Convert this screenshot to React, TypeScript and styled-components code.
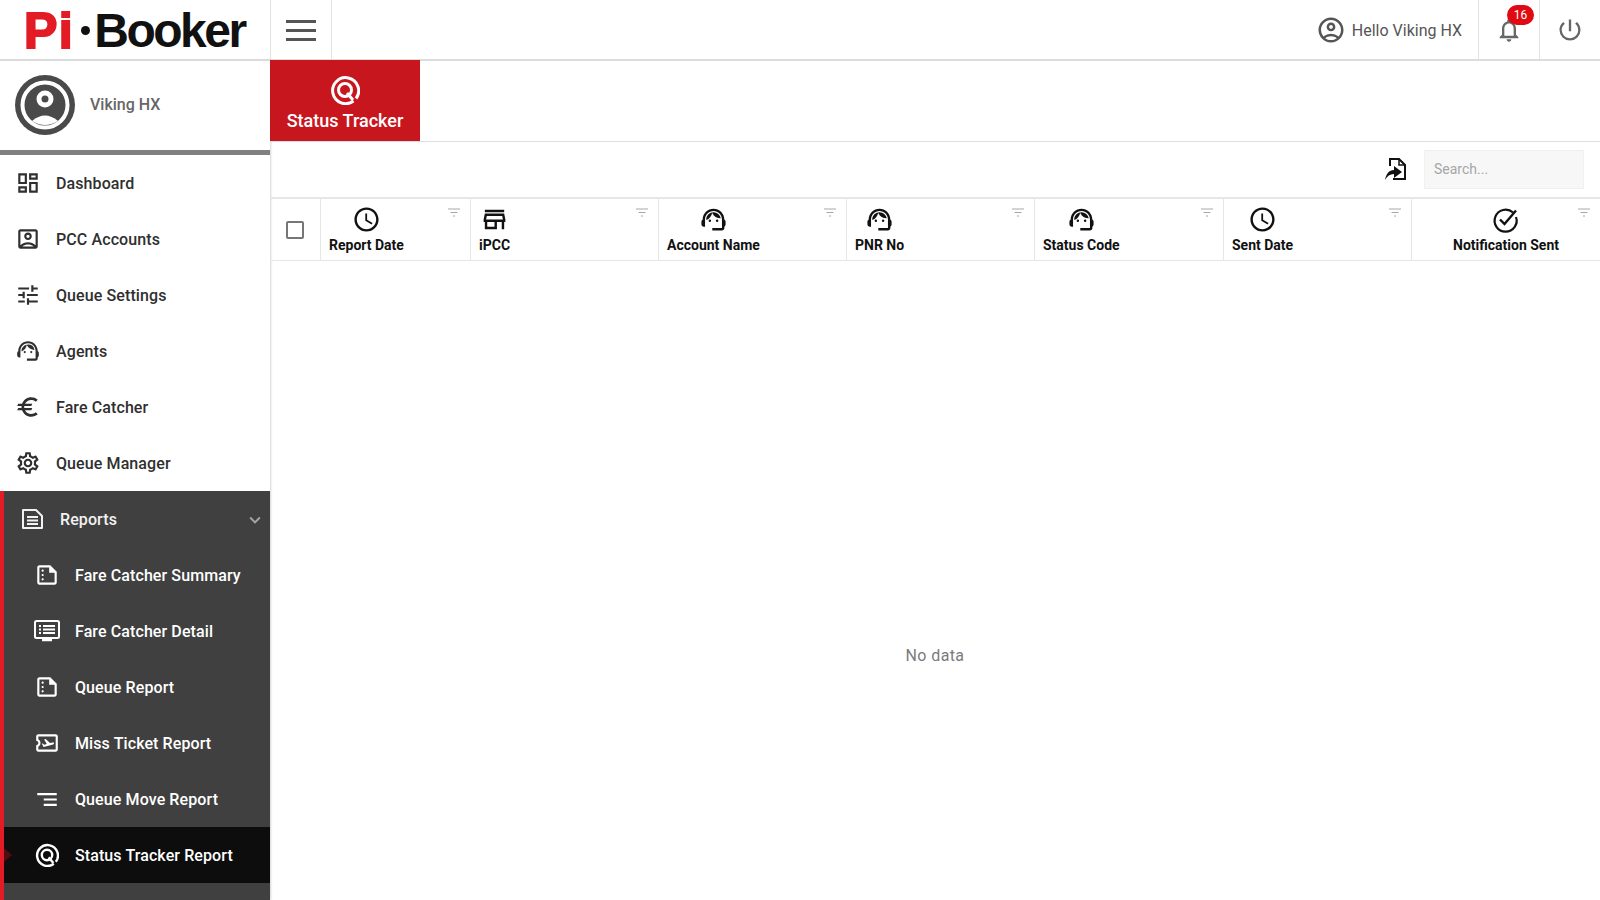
import styled, { createGlobalStyle } from 'styled-components'
import {
  MdOutlineAccountBox,
  MdOutlineAccountCircle,
  MdOutlineAirplaneTicket,
  MdOutlineDashboard,
  MdOutlineEuro,
  MdOutlineKeyboardArrowDown,
  MdOutlineNotifications,
  MdOutlinePowerSettingsNew,
  MdOutlineSchedule,
  MdOutlineSegment,
  MdOutlineSettings,
  MdOutlineStore,
  MdOutlineSummarize,
  MdOutlineSupportAgent,
  MdOutlineTune,
} from 'react-icons/md'
import type { ComponentType } from 'react'

type IconType = ComponentType<{ size?: number }>

const GlobalStyle = createGlobalStyle`
  html, body {
    margin: 0;
    height: 100%;
    overflow: hidden;
    background: #fff;
    font-family: Roboto, "Liberation Sans", sans-serif;
  }
  * { box-sizing: border-box; }
`

const Page = styled.div`
  width: 1600px;
  height: 900px;
  display: flex;
  flex-direction: column;
  overflow: hidden;
`

const Header = styled.header`
  height: 61px;
  flex: none;
  display: flex;
  align-items: stretch;
  border-bottom: 2px solid #dcdcdc;
  background: #fff;
`

const LogoCell = styled.div`
  width: 271px;
  display: flex;
  align-items: center;
  padding: 2px 0 0 24px;
  border-right: 1px solid #e2e2e2;
  font-family: "Liberation Sans", Arial, sans-serif;
  font-weight: 700;
`

const LogoRed = styled.span`
  color: #e31b25;
  font-size: 50px;
  letter-spacing: 1.5px;
  -webkit-text-stroke: 2px #e31b25;
`

const LogoDot = styled.span`
  width: 9px;
  height: 9px;
  margin: 0 4px 0 7px;
  border-radius: 50%;
  background: #111;
`

const LogoBlack = styled.span`
  color: #111;
  font-size: 48px;
  letter-spacing: -2.5px;
`

const MenuCell = styled.button`
  width: 61px;
  padding: 1px 0 0;
  border: 0;
  border-right: 1px solid #e2e2e2;
  background: none;
  display: flex;
  flex-direction: column;
  justify-content: center;
  align-items: center;
  gap: 6px;
`

const MenuBar = styled.span`
  width: 30px;
  height: 3px;
  background: #555;
`

const HeaderSpace = styled.div`
  flex: 1;
`

const Hello = styled.div`
  display: flex;
  align-items: center;
  gap: 6px;
  padding: 1px 16px 0 0;
  color: #555;
  font-size: 16px;
`

const HeaderCell = styled.div`
  position: relative;
  width: 61px;
  display: flex;
  align-items: center;
  justify-content: center;
  border-left: 1px solid #e2e2e2;
  color: #666;
`

const Badge = styled.span`
  position: absolute;
  top: 5px;
  left: 28px;
  width: 27px;
  height: 20px;
  border-radius: 10px;
  background: #e00b12;
  color: #fff;
  font-size: 12px;
  line-height: 20px;
  text-align: center;
`

const Body = styled.div`
  flex: 1;
  min-height: 0;
  display: flex;
`

const Sidebar = styled.aside`
  width: 270px;
  flex: none;
  display: flex;
  flex-direction: column;
  box-shadow: 1px 0 2px #d5d5d5;
  background: #fff;
`

const Profile = styled.div`
  height: 94px;
  flex: none;
  display: flex;
  align-items: center;
  gap: 15px;
  padding: 0 0 2px 15px;
  border-bottom: 5px solid #808080;
  color: #666;
  font-size: 16px;
  font-weight: 500;
`

const MenuList = styled.nav`
  flex: none;
`

const MenuItem = styled.div`
  height: 56px;
  display: flex;
  align-items: center;
  gap: 15px;
  padding-left: 15px;
  color: #2f2f2f;
  font-size: 16px;
  font-weight: 500;
  letter-spacing: 0.1px;
`

const ReportsGroup = styled.div`
  flex: 1;
  background: #404040;
  border-left: 4px solid #e31b25;
`

const ReportsHead = styled.div`
  position: relative;
  height: 56px;
  display: flex;
  align-items: center;
  gap: 15px;
  padding-left: 15px;
  color: #f2f2f2;
  font-size: 16px;
  font-weight: 500;
  letter-spacing: 0.1px;
`

const Chevron = styled.span`
  position: absolute;
  right: 4px;
  top: 18px;
  display: flex;
  color: #a5a5a5;
`

const SubItem = styled.div<{ $active?: boolean }>`
  position: relative;
  height: 56px;
  display: flex;
  align-items: center;
  gap: 15px;
  padding-left: 30px;
  background: ${props => (props.$active ? '#0d0d0d' : 'transparent')};
  color: #fff;
  font-size: 16px;
  font-weight: 500;
  letter-spacing: 0.1px;
  ${props =>
    props.$active &&
    `&::before {
      content: '';
      position: absolute;
      left: 0;
      top: 21px;
      border-style: solid;
      border-width: 7px 0 7px 8px;
      border-color: transparent transparent transparent #4f0d11;
    }`}
`

const IconBox = styled.span`
  width: 26px;
  display: flex;
  justify-content: center;
  flex: none;
`

const Main = styled.main`
  flex: 1;
  min-width: 0;
  display: flex;
  flex-direction: column;
`

const TabBar = styled.div`
  height: 81px;
  flex: none;
  border-bottom: 1px solid #dedede;
`

const ActiveTab = styled.div`
  width: 150px;
  height: 81px;
  margin-top: -1px;
  display: flex;
  flex-direction: column;
  align-items: center;
  justify-content: center;
  gap: 5px;
  padding-top: 5px;
  background: #c8161f;
  color: #fff;
  font-size: 18px;
  font-weight: 500;
`

const Toolbar = styled.div`
  height: 57px;
  flex: none;
  display: flex;
  align-items: center;
  justify-content: flex-end;
  gap: 17px;
  padding: 0 16px 1px 0;
  border-bottom: 2px solid #e6e6e6;
`

const ExportButton = styled.span`
  display: flex;
  color: #111;
`

const SearchInput = styled.input`
  width: 160px;
  height: 39px;
  padding: 0 9px;
  border: 1px solid #f0f0f0;
  outline: none;
  background: #f7f7f7;
  font-family: Roboto, sans-serif;
  font-size: 14px;
  &::placeholder {
    color: #a6a6a6;
  }
`

const TableHead = styled.div`
  height: 62px;
  flex: none;
  display: grid;
  grid-template-columns: 51px 150px 188px 188px 188px 189px 188px 188px;
  border-bottom: 1px solid #e6e6e6;
`

const CheckCell = styled.div`
  display: flex;
  align-items: center;
  justify-content: center;
  border-right: 1px solid #e6e6e6;
`

const CheckBox = styled.span`
  width: 18px;
  height: 18px;
  border: 2px solid #767676;
  border-radius: 2px;
`

const HeadCell = styled.div<{ $centered?: boolean }>`
  position: relative;
  display: flex;
  justify-content: ${props => (props.$centered ? 'center' : 'flex-start')};
  padding: 6px 8px 0;
  border-right: 1px solid #e6e6e6;
  &:last-child {
    border-right: 0;
  }
`

const HeadInner = styled.div`
  display: flex;
  flex-direction: column;
  align-items: center;
  gap: 3px;
  color: #111;
  font-size: 14px;
  font-weight: 700;
`

const FilterMark = styled.svg`
  position: absolute;
  top: 9px;
  right: 10px;
`

const EmptyState = styled.div`
  flex: 1;
  padding-top: 385px;
  text-align: center;
  color: #7b7b7b;
  font-size: 16px;
  letter-spacing: 0.4px;
`

const TrackerIcon = ({ size = 24 }: { size?: number }) => (
  <svg width={size} height={size} viewBox="0 0 30 30" fill="none" stroke="currentColor" strokeWidth="3">
    <path d="M26 23.5A13 13 0 1 0 23.5 26" />
    <circle cx="15" cy="15" r="6.5" />
    <path d="M17 18l6 7" />
  </svg>
)

const DetailIcon = ({ size = 26 }: { size?: number }) => (
  <svg width={size} height={size} viewBox="0 0 26 26" fill="none" stroke="currentColor" strokeWidth="2">
    <rect x="1" y="3" width="24" height="17" rx="1.5" />
    <path d="M9 8h12M9 11.5h12M9 15h12M5 8h2M5 11.5h2M5 15h2" />
    <path d="M8 22h10" strokeWidth="2.5" />
  </svg>
)

const ReportDocIcon = ({ size = 26 }: { size?: number }) => (
  <svg width={size} height={size} viewBox="0 0 26 26" fill="none" stroke="currentColor" strokeWidth="2" strokeLinejoin="round">
    <path d="M4 4h13l6 6v12H4z" />
    <path d="M8 11h11M8 14.5h11M8 18h11" />
  </svg>
)

const CheckSentIcon = ({ size = 29 }: { size?: number }) => (
  <svg width={size} height={size} viewBox="0 0 29 29" fill="none" stroke="currentColor">
    <path d="M22 7.5A11 11 0 1 0 25 12" strokeWidth="2.2" />
    <path d="M9 14.5l4.5 4.5L25 5.5" strokeWidth="2.4" />
  </svg>
)

const ExportIcon = () => (
  <svg width="22" height="24" viewBox="0 0 22 24" fill="none" stroke="currentColor" strokeWidth="2">
    <path d="M5 9V2h9l6 6v14H8" />
    <path d="M14 2v6h6" strokeWidth="1.5" />
    <path d="M0 23c1-6 4-10 9-10V9l8 6-8 6v-4c-4 0-7 2-9 6z" fill="currentColor" stroke="none" />
  </svg>
)

const AvatarIcon = () => (
  <svg width="60" height="60" viewBox="0 0 60 60">
    <circle cx="30" cy="30" r="30" fill="#4a4a4a" />
    <circle cx="30" cy="30" r="22.5" fill="none" stroke="#fff" strokeWidth="4" />
    <circle cx="30" cy="24" r="8.5" fill="#fff" />
    <circle cx="30" cy="24" r="3.5" fill="#4a4a4a" />
    <path d="M17 46Q30 35 43 46Q30 54 17 46Z" fill="#fff" />
  </svg>
)

const FilterIcon = () => (
  <FilterMark width="12" height="10" viewBox="0 0 12 10" stroke="#a8a8a8" strokeWidth="1">
    <path d="M0 1h12M2.5 4.5h7M5 8h2" />
  </FilterMark>
)

const mainMenu: { label: string; icon: IconType }[] = [
  { label: 'Dashboard', icon: MdOutlineDashboard },
  { label: 'PCC Accounts', icon: MdOutlineAccountBox },
  { label: 'Queue Settings', icon: MdOutlineTune },
  { label: 'Agents', icon: MdOutlineSupportAgent },
  { label: 'Fare Catcher', icon: MdOutlineEuro },
  { label: 'Queue Manager', icon: MdOutlineSettings },
]

const reportMenu: { label: string; icon: IconType; size: number; active?: boolean }[] = [
  { label: 'Fare Catcher Summary', icon: MdOutlineSummarize, size: 26 },
  { label: 'Fare Catcher Detail', icon: DetailIcon, size: 26 },
  { label: 'Queue Report', icon: MdOutlineSummarize, size: 26 },
  { label: 'Miss Ticket Report', icon: MdOutlineAirplaneTicket, size: 26 },
  { label: 'Queue Move Report', icon: MdOutlineSegment, size: 27 },
  { label: 'Status Tracker Report', icon: TrackerIcon, size: 24, active: true },
]

const columns: { label: string; icon: IconType; centered?: boolean }[] = [
  { label: 'Report Date', icon: MdOutlineSchedule },
  { label: 'iPCC', icon: MdOutlineStore },
  { label: 'Account Name', icon: MdOutlineSupportAgent },
  { label: 'PNR No', icon: MdOutlineSupportAgent },
  { label: 'Status Code', icon: MdOutlineSupportAgent },
  { label: 'Sent Date', icon: MdOutlineSchedule },
  { label: 'Notification Sent', icon: CheckSentIcon, centered: true },
]

export default function App() {
  return (
    <Page>
      <GlobalStyle />
      <Header>
        <LogoCell>
          <LogoRed>Pi</LogoRed>
          <LogoDot />
          <LogoBlack>Booker</LogoBlack>
        </LogoCell>
        <MenuCell aria-label="menu">
          <MenuBar />
          <MenuBar />
          <MenuBar />
        </MenuCell>
        <HeaderSpace />
        <Hello>
          <MdOutlineAccountCircle size={30} />
          Hello Viking HX
        </Hello>
        <HeaderCell>
          <MdOutlineNotifications size={28} />
          <Badge>16</Badge>
        </HeaderCell>
        <HeaderCell>
          <MdOutlinePowerSettingsNew size={28} />
        </HeaderCell>
      </Header>
      <Body>
        <Sidebar>
          <Profile>
            <AvatarIcon />
            Viking HX
          </Profile>
          <MenuList>
            {mainMenu.map(item => (
              <MenuItem key={item.label}>
                <IconBox>
                  <item.icon size={26} />
                </IconBox>
                {item.label}
              </MenuItem>
            ))}
          </MenuList>
          <ReportsGroup>
            <ReportsHead>
              <IconBox>
                <ReportDocIcon />
              </IconBox>
              Reports
              <Chevron>
                <MdOutlineKeyboardArrowDown size={22} />
              </Chevron>
            </ReportsHead>
            {reportMenu.map(item => (
              <SubItem key={item.label} $active={item.active}>
                <IconBox>
                  <item.icon size={item.size} />
                </IconBox>
                {item.label}
              </SubItem>
            ))}
          </ReportsGroup>
        </Sidebar>
        <Main>
          <TabBar>
            <ActiveTab>
              <TrackerIcon size={30} />
              Status Tracker
            </ActiveTab>
          </TabBar>
          <Toolbar>
            <ExportButton>
              <ExportIcon />
            </ExportButton>
            <SearchInput placeholder="Search..." />
          </Toolbar>
          <TableHead>
            <CheckCell>
              <CheckBox />
            </CheckCell>
            {columns.map(col => (
              <HeadCell key={col.label} $centered={col.centered}>
                <HeadInner>
                  <col.icon size={29} />
                  {col.label}
                </HeadInner>
                <FilterIcon />
              </HeadCell>
            ))}
          </TableHead>
          <EmptyState>No data</EmptyState>
        </Main>
      </Body>
    </Page>
  )
}
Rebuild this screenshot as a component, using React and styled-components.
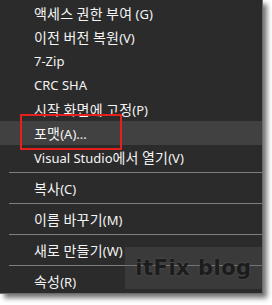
import React from "react";
import styled, { createGlobalStyle } from "styled-components";

const Global = createGlobalStyle`
  html, body { margin: 0; padding: 0; background: #ffffff; }
  body { width: 272px; height: 305px; overflow: hidden; }
`;

const Menu = styled.div`
  position: relative;
  box-sizing: border-box;
  width: 263px;
  display: flex;
  flex-direction: column;
  padding-top: 1px;
  background: #2b2b2b;
  border-right: 1px solid #6a6a6a;
  border-bottom: 1px solid #6a6a6a;
  box-shadow: 4px 4px 5px rgba(0, 0, 0, 0.55);
  font-family: "Noto Sans", "Noto Sans CJK KR", sans-serif;
  font-size: 13px;
  color: #f4f4f4;
`;

const Item = styled.div`
  height: 24px;
  line-height: 24px;
  padding-left: 34px;
  white-space: nowrap;
  background: ${(p) => (p.$hover ? "#414141" : "transparent")};
`;

const Ko = styled.span`
  font-family: "Noto Sans CJK KR", sans-serif;
  font-size: 14px;
  letter-spacing: 0.2px;
`;

const Separator = styled.div`
  height: 1px;
  margin: 3px 0 3px 9px;
  background: #7f7f7f;
`;

const Highlight = styled.div`
  position: absolute;
  left: 20px;
  top: 114px;
  width: 102px;
  height: 36px;
  box-sizing: border-box;
  border: 2px solid #e3201e;
`;

const Watermark = styled.div`
  position: absolute;
  left: 125px;
  top: 247px;
  right: 0;
  height: 42px;
  display: flex;
  align-items: center;
  justify-content: center;
  background: rgba(90, 90, 90, 0.32);
  font-family: "DejaVu Sans", sans-serif;
  font-weight: bold;
  font-size: 21px;
  letter-spacing: 0.5px;
  color: #1c1c1c;
  text-shadow: 0 0 3px rgba(255, 255, 255, 0.12);
`;

export default function App() {
  return (
    <>
      <Global />
      <Menu>
        <Item><Ko>액세스 권한 부여</Ko> (G)</Item>
        <Item><Ko>이전 버전 복원</Ko>(V)</Item>
        <Item>7-Zip</Item>
        <Item>CRC SHA</Item>
        <Item><Ko>시작 화면에 고정</Ko>(P)</Item>
        <Item $hover><Ko>포맷</Ko>(A)...</Item>
        <Item>Visual Studio<Ko>에서 열기</Ko>(V)</Item>
        <Separator />
        <Item><Ko>복사</Ko>(C)</Item>
        <Separator />
        <Item><Ko>이름 바꾸기</Ko>(M)</Item>
        <Separator />
        <Item><Ko>새로 만들기</Ko>(W)</Item>
        <Separator />
        <Item><Ko>속성</Ko>(R)</Item>
        <Highlight />
        <Watermark>itFix blog</Watermark>
      </Menu>
    </>
  );
}
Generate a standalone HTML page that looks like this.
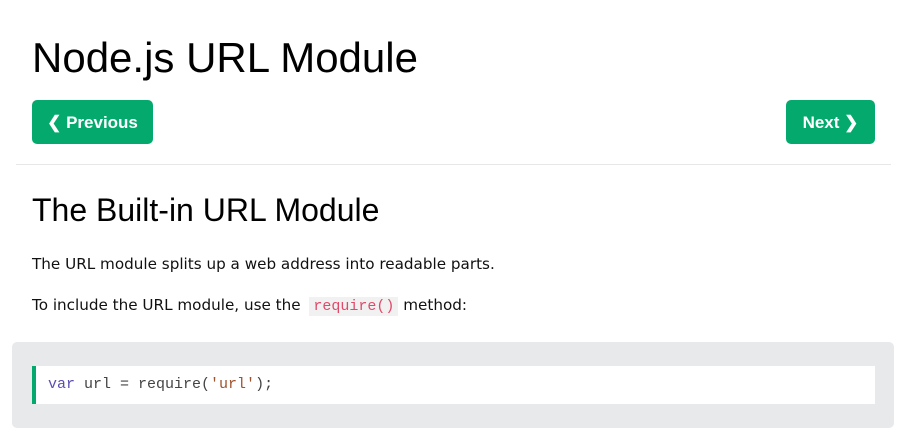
★ ★ ★ ★ ★ ★ ★
Requirement:
Write out every line of the data that holds the word "components".

Solution:
Convert this screenshot to React, TypeScript and styled-components code.
import styled, { createGlobalStyle } from 'styled-components'
Rebuild this screenshot as a component, using React and styled-components.
import styled, { createGlobalStyle } from "styled-components";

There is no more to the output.